Tags

, , , , , , , , , , , , , ,

If you’ve ever heard a West Point Band member (or anyone else affiliated with West Point) mention a “parade” on the plain or a “review,” these terms are synonymous with the “pass in review.” The pass in review is a long standing military tradition dating back to when Baron Von Steuben arrived at Valley Forge and reported to Washington during the American Revolution in 1778. Von Steuben’s training technique was to create a “model company” and one of the ways he did this was through drill and ceremony, which is still being used to this day. It is of interesting note that when he arrived, he spoke very little English (he is of German decent) and he would often order his translator to swear at his men for him in English. Upon his arrival to Valley Forge, the men were anything but a model company; that is to say until Von Steuben was through with them. He developed what is known as Regulations for the Orders and Discipline of the Troops of the United States of America, also known as the “Blue Book.” The West Point Band and Hellcats are an integral and essential part of this long standing military tradition.

Here at West Point, the pass in review happens before each home football game as well as various other times throughout the year such as graduation week and for alumni exercises and the annual Thayer Awards Review. The pass in review consists of several companies of cadets marching past a reviewing party for inspection purposes. On the command of “eyes right,” the cadets turn their head and eyes towards the ranking officer as they pass the reviewing party. This officer is usually the Superintendent of West Point.

For the West Point Band, the pass in review begins in our rehearsal hall about an hour and a half before the start time. It is there that we go over the sequence of music to be played and rehearse any marches that may be unfamiliar or new. The next step is a quick change into whatever uniform is to be worn. This could either be full dress blue, full dress blue over white, or the sierra uniform. (For more specific information on these uniforms, look for a separate blog post detailing our different unique military uniforms.) The band forms up in the parking lot of the band building before marching at a “route step” up to the parade field, or as it is formally known, “the Plain.”

Upon arrival to the Plain, we make our way down diagonal walk (photograph below), marching to the ceremonious sounds of the Hellcats and a simultaneous narrative about the history of what will be observed in the review.

The band marches towards the plain.

The band marches towards the plain.

After arriving at our position on the Plain, the Hellcats join our formation, which is usually a six-person front. It is from here that the Hellcat buglers sound Attention, which alerts the cadets in the sally ports of Washington Hall that the march-on is about to begin. The march-on consists of one to two marches (depending on the size of the participating cadet brigade) which send the cadets pouring out of the sally ports in company formations as they move to their positions on the field.

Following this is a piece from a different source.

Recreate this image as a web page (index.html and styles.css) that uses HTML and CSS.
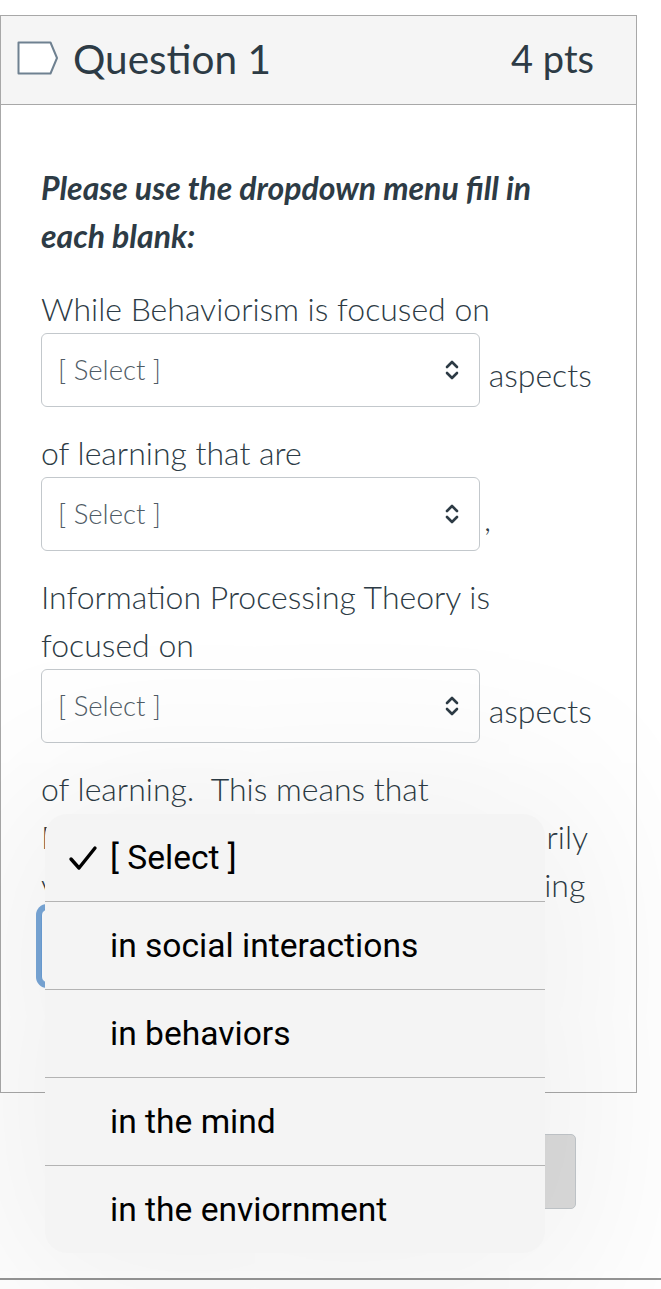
FILE: index.html
```html
<!DOCTYPE html>
<html lang="en">
<head>
<meta charset="utf-8">
<title>Question 1</title>
<link rel="stylesheet" href="styles.css">
</head>
<body>
<div class="page">
  <div class="card">
    <div class="card-head">
      <svg class="flag" width="42" height="34" viewBox="0 0 42 34" aria-hidden="true">
        <path d="M1.5 1.5 H33.5 L40 17 L33.5 32.5 H1.5 Z" fill="#fff" stroke="#6f8191" stroke-width="2" stroke-linejoin="round"/>
      </svg>
      <span class="q-title">Question 1</span>
      <span class="pts">4 pts</span>
    </div>
    <div class="card-body">
      <p class="instr">Please use the dropdown menu fill in each blank:</p>
      <p class="text">While Behaviorism is focused on <span class="sel"><span class="sel-label">[ Select ]</span><svg class="chev" width="14" height="24" viewBox="0 0 14 24" aria-hidden="true"><path d="M2 9 L7 4 L12 9 M2 15 L7 20 L12 15" fill="none" stroke="#2d3b45" stroke-width="2.6" stroke-linecap="round" stroke-linejoin="round"/></svg></span> aspects of learning that are <span class="sel"><span class="sel-label">[ Select ]</span><svg class="chev" width="14" height="24" viewBox="0 0 14 24" aria-hidden="true"><path d="M2 9 L7 4 L12 9 M2 15 L7 20 L12 15" fill="none" stroke="#2d3b45" stroke-width="2.6" stroke-linecap="round" stroke-linejoin="round"/></svg></span><span class="comma">,</span> Information Processing Theory is focused on <span class="sel"><span class="sel-label">[ Select ]</span><svg class="chev" width="14" height="24" viewBox="0 0 14 24" aria-hidden="true"><path d="M2 9 L7 4 L12 9 M2 15 L7 20 L12 15" fill="none" stroke="#2d3b45" stroke-width="2.6" stroke-linecap="round" stroke-linejoin="round"/></svg></span> aspects of learning.&nbsp; This means that Behaviorism shows learning as primarily visible, with most of learning happening <span class="sel focus"><span class="sel-label">[ Select ]</span><svg class="chev" width="14" height="24" viewBox="0 0 14 24" aria-hidden="true"><path d="M2 9 L7 4 L12 9 M2 15 L7 20 L12 15" fill="none" stroke="#2d3b45" stroke-width="2.6" stroke-linecap="round" stroke-linejoin="round"/></svg></span></p>
    </div>
  </div>
  <div class="actions">
    <button class="next" type="button">Next</button>
  </div>
  <div class="footer-line"></div>

  <div class="picker" role="listbox">
    <div class="opt first" role="option" aria-selected="true">
      <span class="check"><svg width="30" height="26" viewBox="0 0 30 26" aria-hidden="true"><path d="M3 14 L11 23 L27 3" fill="none" stroke="#000" stroke-width="3.4" stroke-linecap="round" stroke-linejoin="round"/></svg></span>
      <span>[ Select ]</span>
    </div>
    <div class="opt" role="option"><span class="check"></span><span>in social interactions</span></div>
    <div class="opt" role="option"><span class="check"></span><span>in behaviors</span></div>
    <div class="opt" role="option"><span class="check"></span><span>in the mind</span></div>
    <div class="opt" role="option"><span class="check"></span><span>in the enviornment</span></div>
  </div>
</div>
</body>
</html>
```

FILE: styles.css
```css
html, body {
  margin: 0;
  padding: 0;
  background: #ffffff;
}

body {
  font-family: Lato, "Noto Sans", sans-serif;
  color: #2d3b45;
}

.page {
  position: relative;
  width: 661px;
  height: 1289px;
  overflow: hidden;
}

.card {
  margin-top: 15px;
  width: 637px;
  box-sizing: border-box;
  border: 1px solid #a8a8a8;
  background: #fff;
}

.card-head {
  height: 89px;
  box-sizing: border-box;
  background: #f5f5f5;
  border-bottom: 1px solid #a8a8a8;
  display: flex;
  align-items: center;
  padding: 0 42px 0 16px;
}

.flag {
  flex: none;
  margin-right: 14px;
  margin-top: -4px;
}

.q-title {
  font-size: 40.5px;
  flex: 1;
  margin-top: -4px;
}

.pts {
  font-size: 38px;
  margin-top: -4px;
}

.card-body {
  padding: 59px 40px 87px 40px;
}

.instr {
  margin: 0 0 25px;
  font-size: 32px;
  line-height: 48px;
  font-weight: 700;
  font-style: italic;
}

.text {
  margin: 0;
  font-size: 32px;
  line-height: 48px;
  font-weight: 300;
  color: #2d3b45;
}

.sel {
  display: inline-flex;
  align-items: center;
  justify-content: space-between;
  box-sizing: border-box;
  width: 439px;
  height: 74px;
  margin-bottom: 22px;
  padding: 0 20px 0 16px;
  border: 1px solid #c3c8cc;
  border-radius: 6px;
  background: #fff;
  vertical-align: 7px;
  font-size: 27.5px;
  font-weight: 300;
  line-height: 1;
  color: #4f5b65;
}

.sel.focus {
  border-color: #6b9fd6;
  box-shadow: 0 0 0 5px #79a7d8;
}

.chev {
  flex: none;
}

.comma {
  margin-left: 4px;
}

.actions {
  margin-top: 41px;
  display: flex;
  justify-content: flex-end;
  padding-right: 85px;
}

.next {
  width: 146px;
  height: 75px;
  box-sizing: border-box;
  border: 1px solid #c3c8cc;
  border-radius: 5px;
  background: #dcdcdc;
  color: #2d3b45;
  font-family: Lato, sans-serif;
  font-size: 26px;
}

.footer-line {
  margin-top: 69px;
  border-top: 2px solid #959595;
}

.picker {
  position: absolute;
  left: 45px;
  top: 814px;
  width: 500px;
  border-radius: 22px;
  background: #f4f4f4;
  overflow: hidden;
  box-shadow: 0 10px 180px 50px rgba(0, 0, 0, 0.06);
  font-family: Roboto, "Liberation Sans", sans-serif;
  color: #000;
}

.opt {
  height: 88px;
  box-sizing: border-box;
  border-top: 1px solid #b3b3b3;
  display: flex;
  align-items: center;
  padding-left: 23px;
  font-size: 33.6px;
}

.opt.first {
  height: 87px;
  border-top: none;
}

.check {
  width: 42px;
  flex: none;
  display: flex;
  align-items: center;
}
```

All formed up and ready to go.

All formed up and ready to go.

Once the corps of cadets have gone through a series of “order arms” to “present arms” and back to “order arms” to pay military curtesy to both the Cadet Captain and his/her staff and the reviewing party (usually consisitng of the USMA Superintendent and other West Point leaders), it is now time for the West Point Band to perform honors. This consists of the Generals March right into the United States National Anthem. At the conclusion of honors, the Superintendant utters the words “pass in review” to signal the start of the review portion.

Cadets on the plain during a review.

Cadets on the plain during a review.

Carrying our nation's colors.

Carrying our nation’s colors.

After a quick reposition by the West Point Band and Hellcats, the command of “right turrrrrrn” is heard from the corps of cadets followed by the West Point Band drum major’s command of “forwarrrrrrd,” which is then followed by “maaaaaarch” from within the corps. This signals the downbeat and stepoff for the band, as they lead the corps in groups of companies past the reviewing stand. Once past the reviewing party, the band does a series of three left turns to position themselves facing the reviewing party. They remain there at the position of “attention” as they play the remainder of the companies past the reviewing party to the command of “eyes right.” Once past the reviewing party, each company is dismissed and continues marching back to the sally ports of Washington Hall, from where they came.

A parade review in action.

A parade review in action.

After the last company has marched past, there is an announcement for the playing of the Army Song, The Army Goes Rolling Along, as the crowd stands and sings along. Upon completion of the Army Song, the West Point Band steps off and is also dismissed, exiting the plain and marching past the Superintendent’s house. The Hellcats remain behind to march off the residual companies who are still exiting the parade field toward Washington Hall. This signals the end of the review.

If you have never seen one, I suggest you go to at least one. It is a cool sight to see, and it’s one of the many important types of performances that we do here in the West Point Band.